Gradually, however, I became anxious as the ruling party’s promises of democratic transformation stalled, and the withholding of constitutionally granted human and democratic rights by the government became unexceptional. The avoidable war with Eritrea and the exceedingly high death toll from the brutal battles traumatised me during my undergraduate study years when my involvement in the leadership of the university student union compounded my daily follow-up on the political situation in the country. The continued harassment, intimidation, imprisonment, torture, and extra judiciary killings of people suspected of being members or sympathisers of the Oromo Liberation Front or other opposition parties that were disfavored by the incumbent party (Ethiopian Peoples’ Revolutionary Democratic Front (EPRDF)) became a constant trauma. The authoritarian tendencies of EPRDF and its veteran elites were alarming.

By the time I was in graduate school, both participants of the political elites in the opposition parties and the abuses of human rights by the government security forces had increased. Formal policy debates on the national policies and programs between the incumbent party and the opposition parties had begun. At the same time, selective crackdown, mass incarceration, and widespread human rights abuses had continued, particularly in Oromia State and Addis Ababa City Government. Amid this, the election campaign for the 2005 national election was promising. For the first time, the government allowed live broadcasting of political debates on the only television channel in the country. Ethiopia hoped to have its first free and fair election.

Nonetheless, the hope was dashed soon when the incumbent party resorted to the use of excessive lethal force and mass detentions to manage the post-election crisis of its own making. Government security forces massacred hundreds of citizens on the streets, rounded up thousands of youth and detained them at multiple remote military training camps for months and years, imprisoned opposition political leaders in mass, and forced a face-saving apology from them after long torturous imprisonment. These all took place under the command of Prime Minister Meles Zenawi, Chairperson of EPRDF. The incumbent party became an unflinching tyrant: its high-ranking officials became unrepentant and corrupt. Ethiopia entered a very dark and disturbing political state.

After the post-2005 national election, I realised Ethiopia lacks what it needs most: informed grassroots democratic political participation of its citizens. In early 2006, I resigned from my position at the University of Gondar and joined an international non-governmental development organisation based in multiple European countries. This allowed me to focus on development cooperation work. My frequent travels to Europe and other African countries helped me better understand the political and economic disparities between the two continents and Ethiopia and other African countries.
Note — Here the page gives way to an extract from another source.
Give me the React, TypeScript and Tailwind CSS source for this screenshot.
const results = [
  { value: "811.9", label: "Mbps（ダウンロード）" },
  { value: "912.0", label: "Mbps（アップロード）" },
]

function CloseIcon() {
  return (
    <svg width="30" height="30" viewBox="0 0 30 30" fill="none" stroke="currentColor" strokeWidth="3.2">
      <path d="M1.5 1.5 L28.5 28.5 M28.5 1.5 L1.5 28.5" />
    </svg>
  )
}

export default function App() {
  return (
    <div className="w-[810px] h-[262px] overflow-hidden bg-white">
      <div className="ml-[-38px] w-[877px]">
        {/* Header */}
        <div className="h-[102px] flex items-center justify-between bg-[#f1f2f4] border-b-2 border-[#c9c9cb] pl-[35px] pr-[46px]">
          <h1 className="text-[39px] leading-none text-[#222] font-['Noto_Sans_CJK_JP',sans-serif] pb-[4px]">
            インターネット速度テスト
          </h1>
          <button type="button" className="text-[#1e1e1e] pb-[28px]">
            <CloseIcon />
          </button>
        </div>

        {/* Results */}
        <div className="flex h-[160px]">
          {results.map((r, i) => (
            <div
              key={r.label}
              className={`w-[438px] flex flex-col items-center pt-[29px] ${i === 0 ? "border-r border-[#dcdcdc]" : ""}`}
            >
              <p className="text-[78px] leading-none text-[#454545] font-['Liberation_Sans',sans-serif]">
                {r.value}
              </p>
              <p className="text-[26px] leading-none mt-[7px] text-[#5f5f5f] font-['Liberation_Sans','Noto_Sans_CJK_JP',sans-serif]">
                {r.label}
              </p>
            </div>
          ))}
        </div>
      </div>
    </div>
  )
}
In general, Ethiopians are not serious about their politics and harnessing the power of it to improve their lives. They view it as a useless hostile game that only a few would like to play. They rarely participate in political discussions, and community-level political debates are rare. As a result, they miss the opportunity to decide on issues that matter to them at the community and national levels. In the end, I was convinced that the grassroots democratic political participation of citizens could be the key to resolving Ethiopia's political and economic problems and unleashing its enormous economic potential. Yet, when I left the country in 2010 for a lectureship scholarship at the University of Vechta in Germany, I had little hope that a peaceful change of government following a democratic, accessible, and fair national election could be possible in Ethiopia. So far, the last years have proved so, but I keep hope alive that I will be able to see one in my lifetime.
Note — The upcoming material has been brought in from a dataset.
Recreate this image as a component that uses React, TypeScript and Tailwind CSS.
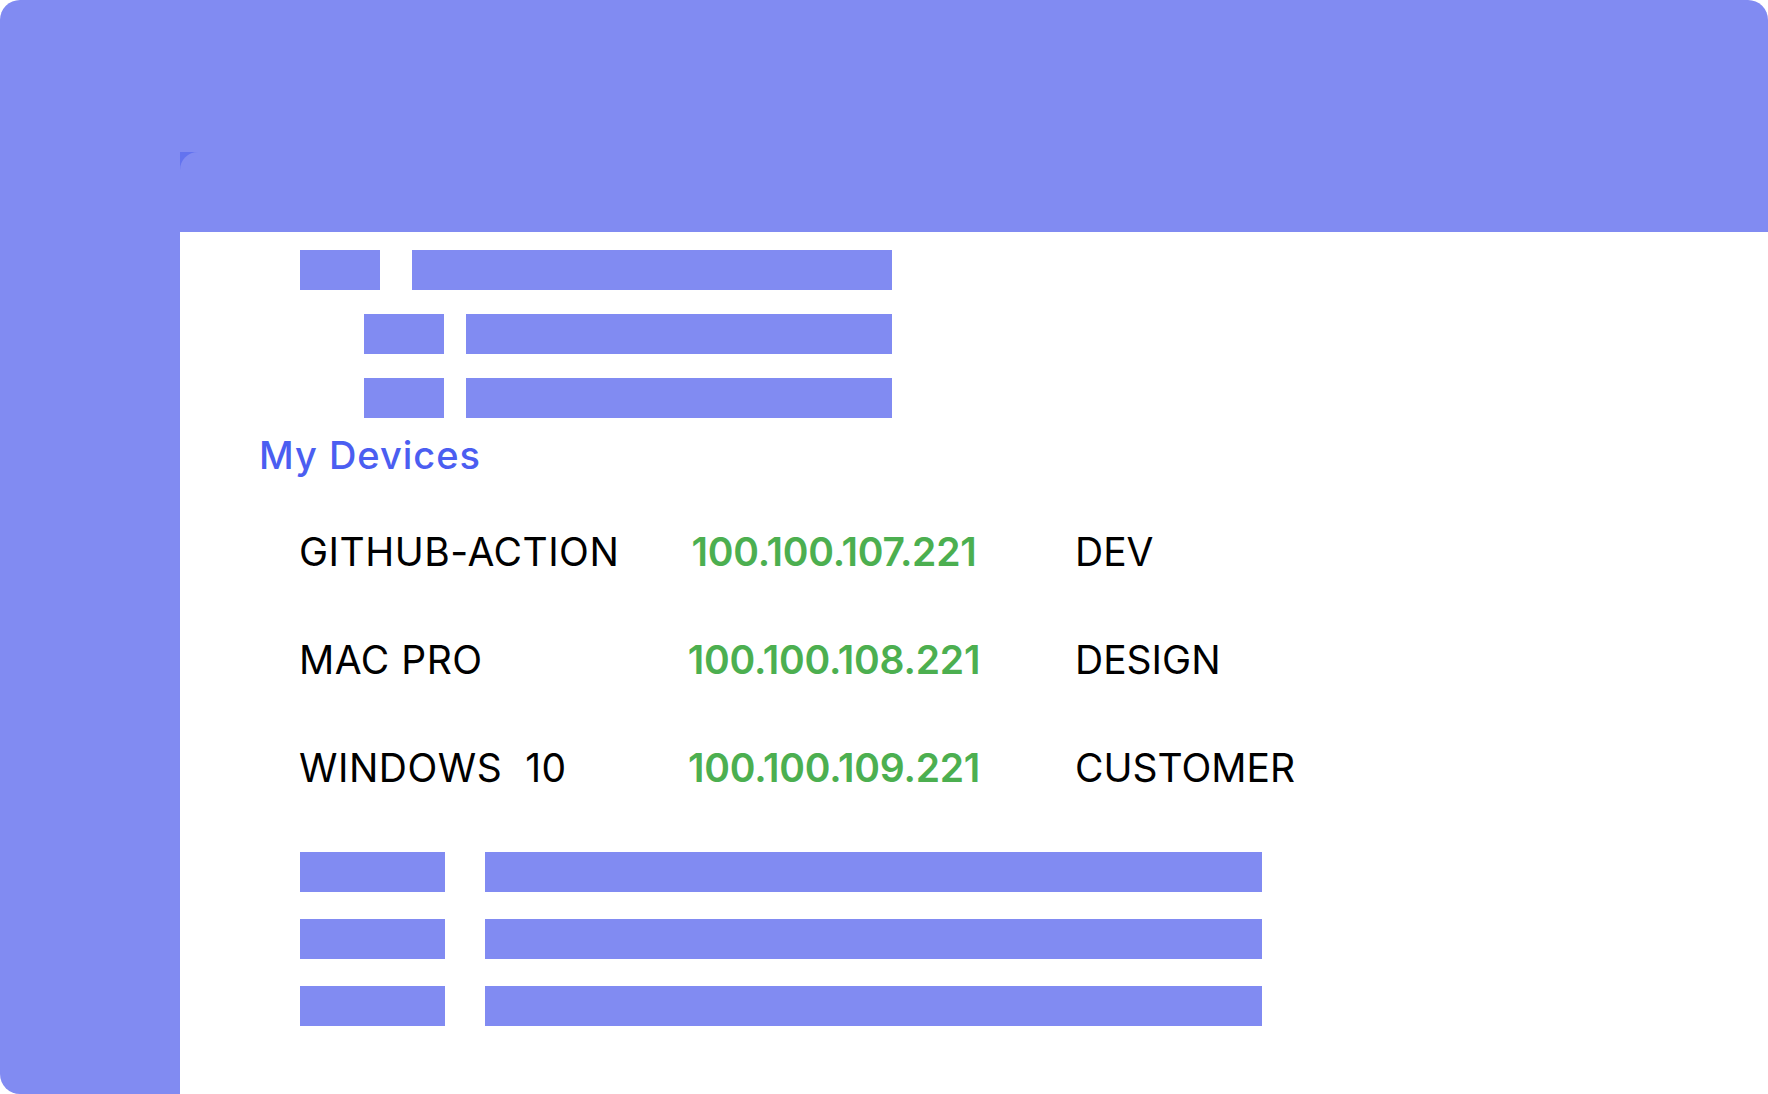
import React from "react";

const devices = [
  { name: "GITHUB-ACTION", ip: "100.100.107.221", tag: "DEV" },
  { name: "MAC PRO", ip: "100.100.108.221", tag: "DESIGN" },
  { name: "WINDOWS  10", ip: "100.100.109.221", tag: "CUSTOMER" },
];

const Bar = ({ className }: { className: string }) => (
  <div className={"h-[40px] bg-[#818bf2] " + className} />
);

const App = () => {
  return (
    <div className="w-full h-[1094px] bg-white" style={{ fontFamily: "Inter, 'Noto Sans', sans-serif" }}>
      <div className="flex h-full w-full overflow-hidden rounded-[20px] rounded-br-none bg-[#818bf2]">
        {/* sidebar */}
        <aside className="w-[180px] shrink-0" />

        <div className="flex flex-1 flex-col">
          {/* top header */}
          <div className="h-[152px]" />
          <div className="bg-[#6373ef]">
            <div className="h-[80px] rounded-tl-[18px] bg-[#818bf2]" />
          </div>

          {/* content */}
          <main className="flex-1 bg-white pt-[18px]">
            <div className="flex flex-col gap-[24px]">
              <div className="flex items-center gap-[32px] pl-[120px]">
                <Bar className="w-[80px]" />
                <Bar className="w-[480px]" />
              </div>
              <div className="flex items-center gap-[22px] pl-[184px]">
                <Bar className="w-[80px]" />
                <Bar className="w-[426px]" />
              </div>
              <div className="flex items-center gap-[22px] pl-[184px]">
                <Bar className="w-[80px]" />
                <Bar className="w-[426px]" />
              </div>
            </div>

            <h2 className="mt-[18px] pl-[79px] text-[38px] leading-[38px] font-medium tracking-[1px] text-[#4b5ef1]">
              My Devices
            </h2>

            <div className="mt-[58px] flex flex-col gap-[69px] pl-[119px]">
              {devices.map((d) => (
                <div key={d.ip} className="flex items-center text-[39px] leading-[39px]">
                  <span className="w-[390px] whitespace-pre tracking-[0.5px] text-black">{d.name}</span>
                  <span className="flex w-[290px] justify-center font-semibold tracking-[-0.2px] text-[#4caf50]">
                    {d.ip}
                  </span>
                  <span className="ml-[96px] text-black">{d.tag}</span>
                </div>
              ))}
            </div>

            <div className="mt-[65px] flex flex-col gap-[27px] pl-[120px]">
              {[0, 1, 2].map((i) => (
                <div key={i} className="flex items-center gap-[40px]">
                  <Bar className="w-[145px]" />
                  <Bar className="w-[777px]" />
                </div>
              ))}
            </div>
          </main>
        </div>
      </div>
    </div>
  );
};

export default App;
Nonetheless, living through the political transition of Ethiopia to a federation at a young age and maturing during the takeoff of the new political order has been an opportunity. Learning about the Ethiopian Federation and its unique federalism has been an opportunity. It has also been a great opportunity and honour to record important aspects of the political transformation, particularly the background, the process, and the result of the inimitable Ethiopian federalism. The first is regressively recounting the underlying political and legal backgrounds at local and international levels. The second explains how the existing political forces reshaped the old methods and introduced a new one to inaugurate a new political order. The last is an attempt to position the outcome of the first and the second and set out features and challenges of the Ethiopian federation and its federalism. Doing so would require follow-ups and analyses that help ensure presenting balanced accounts of events from the point of view of an independent outsider and helpful analysis that would advance better understanding.

This book results from an independent study to explain the Ethiopian Federation: its making, features, and theoretical and practical challenges. The constitutional pact theory of federalism guided the study. The analysis followed the political and ideological approach to the study of federalism. The constitutional recognition of national diversity, where not only all the nations, nationalities, and peoples of the federation have the right to self-determination but also all are equal, and each is sovereign, was the animating element throughout the study. The book recounts the international and local backgrounds of national self-determination and the political dynamism during the formation of the federation. It explains the conceptual underpinnings of the federalisation process and defines Ethiopian federalism with a new recognition theory of federalism that it suggests. It articulates the features of the federation in detail. Also, it analyses the conceptual and practical challenges of the federation. It is written with reserved judgments to allow general-purpose readers and students of federalism to understand the dissertation well. The work could be a contribution to the study of federalism.